Perhaps best known for his books on Lewis and Clark and World War II, Ambrose also founded the National D-Day Museum and the Eisenhower Center for American Studies at the University of New Orleans. During his career, much of which he spent as a professor at the University of New Orleans, he wrote or edited more than 35 books.
Ambrose was an Explorer-in-Residence for the National Geographic Society. For him, teaching and writing were two sides of the same coin.
"In each case I am telling a storyI think of myself as sitting around the campfire after a day on the trail, telling stories that I hope will have the members of the audience, or the readers, leaning forward just a bit, wanting to know what happens next."

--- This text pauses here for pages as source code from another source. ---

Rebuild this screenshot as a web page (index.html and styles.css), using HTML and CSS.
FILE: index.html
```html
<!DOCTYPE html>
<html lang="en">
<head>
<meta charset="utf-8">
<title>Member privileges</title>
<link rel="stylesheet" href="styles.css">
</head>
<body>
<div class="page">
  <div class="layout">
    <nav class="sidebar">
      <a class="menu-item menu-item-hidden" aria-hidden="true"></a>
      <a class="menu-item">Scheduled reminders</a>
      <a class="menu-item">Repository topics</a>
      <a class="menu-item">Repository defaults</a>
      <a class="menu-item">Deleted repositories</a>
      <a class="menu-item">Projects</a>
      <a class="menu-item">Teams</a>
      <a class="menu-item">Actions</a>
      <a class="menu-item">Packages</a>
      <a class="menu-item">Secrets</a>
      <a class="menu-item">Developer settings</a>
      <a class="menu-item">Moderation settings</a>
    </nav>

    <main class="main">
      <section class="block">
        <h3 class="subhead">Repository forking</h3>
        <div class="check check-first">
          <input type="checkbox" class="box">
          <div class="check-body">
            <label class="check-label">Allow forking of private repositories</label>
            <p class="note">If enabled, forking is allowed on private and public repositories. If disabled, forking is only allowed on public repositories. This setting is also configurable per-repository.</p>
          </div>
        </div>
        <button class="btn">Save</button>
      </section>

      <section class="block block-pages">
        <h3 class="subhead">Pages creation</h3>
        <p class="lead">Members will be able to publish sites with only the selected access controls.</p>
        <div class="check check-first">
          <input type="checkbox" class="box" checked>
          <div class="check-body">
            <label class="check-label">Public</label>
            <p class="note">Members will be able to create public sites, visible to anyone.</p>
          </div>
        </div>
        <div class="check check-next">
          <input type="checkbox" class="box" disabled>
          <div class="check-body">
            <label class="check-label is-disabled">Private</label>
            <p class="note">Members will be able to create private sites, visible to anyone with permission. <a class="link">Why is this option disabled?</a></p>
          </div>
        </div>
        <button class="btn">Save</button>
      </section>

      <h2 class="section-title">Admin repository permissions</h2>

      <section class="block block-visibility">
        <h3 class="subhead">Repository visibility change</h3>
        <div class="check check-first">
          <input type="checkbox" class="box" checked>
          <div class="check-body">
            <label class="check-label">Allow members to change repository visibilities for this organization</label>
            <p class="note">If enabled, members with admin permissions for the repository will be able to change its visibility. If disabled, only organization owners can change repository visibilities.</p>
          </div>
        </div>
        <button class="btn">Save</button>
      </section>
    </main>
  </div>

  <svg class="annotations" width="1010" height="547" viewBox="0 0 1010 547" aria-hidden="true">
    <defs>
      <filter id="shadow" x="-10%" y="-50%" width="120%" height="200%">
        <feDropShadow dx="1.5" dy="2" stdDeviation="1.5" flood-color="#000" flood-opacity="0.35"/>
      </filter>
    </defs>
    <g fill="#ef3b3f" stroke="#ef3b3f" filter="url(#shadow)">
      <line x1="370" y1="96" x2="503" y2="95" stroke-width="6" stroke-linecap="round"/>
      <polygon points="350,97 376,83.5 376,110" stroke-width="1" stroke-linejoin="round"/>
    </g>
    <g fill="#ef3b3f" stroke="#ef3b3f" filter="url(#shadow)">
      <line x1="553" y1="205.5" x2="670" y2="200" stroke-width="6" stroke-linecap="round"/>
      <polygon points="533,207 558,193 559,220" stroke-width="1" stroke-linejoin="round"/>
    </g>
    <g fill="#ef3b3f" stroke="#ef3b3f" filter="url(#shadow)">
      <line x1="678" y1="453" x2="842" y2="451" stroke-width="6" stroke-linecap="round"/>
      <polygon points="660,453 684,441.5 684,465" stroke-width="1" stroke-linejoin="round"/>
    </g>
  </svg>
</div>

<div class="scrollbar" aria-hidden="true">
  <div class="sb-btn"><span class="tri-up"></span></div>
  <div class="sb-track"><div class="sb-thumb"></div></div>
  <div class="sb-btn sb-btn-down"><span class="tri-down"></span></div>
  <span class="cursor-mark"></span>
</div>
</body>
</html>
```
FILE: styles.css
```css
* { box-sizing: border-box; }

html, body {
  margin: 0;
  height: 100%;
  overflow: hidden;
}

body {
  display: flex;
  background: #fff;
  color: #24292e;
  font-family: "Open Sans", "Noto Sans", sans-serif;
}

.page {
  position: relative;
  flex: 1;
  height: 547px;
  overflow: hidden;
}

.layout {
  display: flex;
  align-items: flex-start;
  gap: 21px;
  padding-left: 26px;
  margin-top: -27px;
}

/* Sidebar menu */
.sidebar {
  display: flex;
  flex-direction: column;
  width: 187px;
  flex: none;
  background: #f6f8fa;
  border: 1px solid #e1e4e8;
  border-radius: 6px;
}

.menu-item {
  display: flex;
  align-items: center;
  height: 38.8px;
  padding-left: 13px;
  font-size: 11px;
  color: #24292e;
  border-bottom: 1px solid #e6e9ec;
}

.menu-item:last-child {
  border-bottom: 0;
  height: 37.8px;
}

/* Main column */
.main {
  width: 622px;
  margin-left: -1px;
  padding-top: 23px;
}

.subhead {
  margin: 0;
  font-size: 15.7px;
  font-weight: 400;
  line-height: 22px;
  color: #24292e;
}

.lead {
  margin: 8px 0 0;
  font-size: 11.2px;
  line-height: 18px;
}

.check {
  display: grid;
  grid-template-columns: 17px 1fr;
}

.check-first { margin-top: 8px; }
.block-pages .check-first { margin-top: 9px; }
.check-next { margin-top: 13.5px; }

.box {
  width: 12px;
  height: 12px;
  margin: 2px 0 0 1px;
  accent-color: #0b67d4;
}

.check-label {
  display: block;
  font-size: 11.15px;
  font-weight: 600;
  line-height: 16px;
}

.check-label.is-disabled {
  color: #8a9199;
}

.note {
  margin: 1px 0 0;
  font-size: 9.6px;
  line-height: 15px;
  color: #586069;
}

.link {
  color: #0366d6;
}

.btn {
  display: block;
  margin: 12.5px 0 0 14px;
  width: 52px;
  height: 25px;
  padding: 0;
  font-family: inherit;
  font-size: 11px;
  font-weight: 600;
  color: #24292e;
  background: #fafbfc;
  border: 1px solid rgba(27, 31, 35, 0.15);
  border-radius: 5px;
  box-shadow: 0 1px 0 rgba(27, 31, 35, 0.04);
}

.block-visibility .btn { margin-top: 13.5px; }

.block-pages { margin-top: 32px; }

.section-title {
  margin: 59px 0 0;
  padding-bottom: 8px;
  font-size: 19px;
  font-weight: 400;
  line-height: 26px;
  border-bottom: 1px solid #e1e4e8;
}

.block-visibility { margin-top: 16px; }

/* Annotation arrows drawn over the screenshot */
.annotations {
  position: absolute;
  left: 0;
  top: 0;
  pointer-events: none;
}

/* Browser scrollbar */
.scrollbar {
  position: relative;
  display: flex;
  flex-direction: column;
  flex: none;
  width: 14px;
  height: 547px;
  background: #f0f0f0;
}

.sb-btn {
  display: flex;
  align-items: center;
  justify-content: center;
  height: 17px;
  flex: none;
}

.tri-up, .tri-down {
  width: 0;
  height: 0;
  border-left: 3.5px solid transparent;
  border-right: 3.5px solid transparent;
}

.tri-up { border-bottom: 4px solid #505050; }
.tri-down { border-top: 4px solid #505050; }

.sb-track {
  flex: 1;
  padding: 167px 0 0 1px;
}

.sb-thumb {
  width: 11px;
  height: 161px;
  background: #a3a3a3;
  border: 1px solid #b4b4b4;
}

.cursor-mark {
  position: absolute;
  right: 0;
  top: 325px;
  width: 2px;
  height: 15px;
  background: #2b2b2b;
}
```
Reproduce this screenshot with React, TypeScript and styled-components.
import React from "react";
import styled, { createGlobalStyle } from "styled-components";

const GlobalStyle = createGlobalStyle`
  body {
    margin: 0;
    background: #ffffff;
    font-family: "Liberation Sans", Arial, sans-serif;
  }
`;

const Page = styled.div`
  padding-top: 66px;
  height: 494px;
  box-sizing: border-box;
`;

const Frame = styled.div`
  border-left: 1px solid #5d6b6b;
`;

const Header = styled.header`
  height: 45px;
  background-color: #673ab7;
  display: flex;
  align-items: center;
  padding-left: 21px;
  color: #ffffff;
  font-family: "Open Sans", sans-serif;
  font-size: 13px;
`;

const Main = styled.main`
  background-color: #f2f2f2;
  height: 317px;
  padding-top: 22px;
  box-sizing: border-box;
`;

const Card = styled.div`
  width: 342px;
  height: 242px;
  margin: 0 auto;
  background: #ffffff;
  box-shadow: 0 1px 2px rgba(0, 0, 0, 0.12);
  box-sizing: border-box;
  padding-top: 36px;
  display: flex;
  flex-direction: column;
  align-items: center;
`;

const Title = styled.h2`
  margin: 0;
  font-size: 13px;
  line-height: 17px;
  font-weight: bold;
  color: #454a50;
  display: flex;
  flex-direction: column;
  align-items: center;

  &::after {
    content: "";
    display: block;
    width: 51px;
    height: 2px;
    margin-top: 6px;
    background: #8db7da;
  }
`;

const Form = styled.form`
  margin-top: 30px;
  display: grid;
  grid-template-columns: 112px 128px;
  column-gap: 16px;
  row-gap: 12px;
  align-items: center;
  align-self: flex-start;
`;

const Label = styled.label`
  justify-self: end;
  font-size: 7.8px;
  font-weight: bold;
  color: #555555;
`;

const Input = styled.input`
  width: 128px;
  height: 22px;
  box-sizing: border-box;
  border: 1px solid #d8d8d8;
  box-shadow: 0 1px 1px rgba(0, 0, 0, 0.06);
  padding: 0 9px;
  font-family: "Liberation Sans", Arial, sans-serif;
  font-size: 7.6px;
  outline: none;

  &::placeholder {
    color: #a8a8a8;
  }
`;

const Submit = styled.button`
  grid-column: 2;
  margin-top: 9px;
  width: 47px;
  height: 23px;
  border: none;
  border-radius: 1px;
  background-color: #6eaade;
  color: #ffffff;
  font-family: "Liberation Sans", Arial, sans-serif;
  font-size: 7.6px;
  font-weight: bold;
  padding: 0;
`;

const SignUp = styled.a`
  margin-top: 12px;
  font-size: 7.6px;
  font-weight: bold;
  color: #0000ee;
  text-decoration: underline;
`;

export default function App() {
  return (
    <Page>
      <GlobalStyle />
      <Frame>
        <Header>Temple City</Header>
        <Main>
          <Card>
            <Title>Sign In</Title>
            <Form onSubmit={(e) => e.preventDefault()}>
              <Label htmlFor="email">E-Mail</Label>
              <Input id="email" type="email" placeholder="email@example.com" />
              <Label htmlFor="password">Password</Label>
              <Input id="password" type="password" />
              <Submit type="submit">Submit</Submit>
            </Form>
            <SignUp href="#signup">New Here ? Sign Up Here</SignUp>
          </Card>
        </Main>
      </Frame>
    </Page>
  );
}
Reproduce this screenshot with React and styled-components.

Ambrose is remembered by his friends as a man who lived his life to the fullest. He didn't conduct his research solely from the library. When writing his book on D-Day, he visited the shores of Normandy; for his book on the air war over Germany, he flew in B-24 bombers; for his book on the explorations of Lewis and Clark, he followed their trail.
To write his most recent book, The Mississippi and the Making of a Nation, which was published last week, he traveled the length of the river.
Popularizing American History
Ambrose probably described himself best, saying "I am an unabashed triumphalist. I believe this is the best and greatest country that ever was."
In the early 1980s, he established Eisenhower Center for American Studies at the University of New Orleans, and embarked on a task that would prove seminal to his work, collecting thousands of oral and written histories from World War II veterans. One of his proudest achievements was the founding of the National D-Day Museum, which opened in 2000. Today it is one of New Orleans' main tourist destinations.
In addition to writing multi-volume biographies of Dwight D. Eisenhower and Richard M. Nixon, he wrote about such diverse topics as the building of the transcontinental railroad (Nothing Like It in the World), the Civil War (Halleck: Lincoln's Chief of Staff), and the Indian wars of the American West (Crazy Horse and Custer: The Parallel Lives of Two American Warriors).
His book on the explorations of the west by Lewis and Clark, Undaunted Courage, catapulted him to national fame.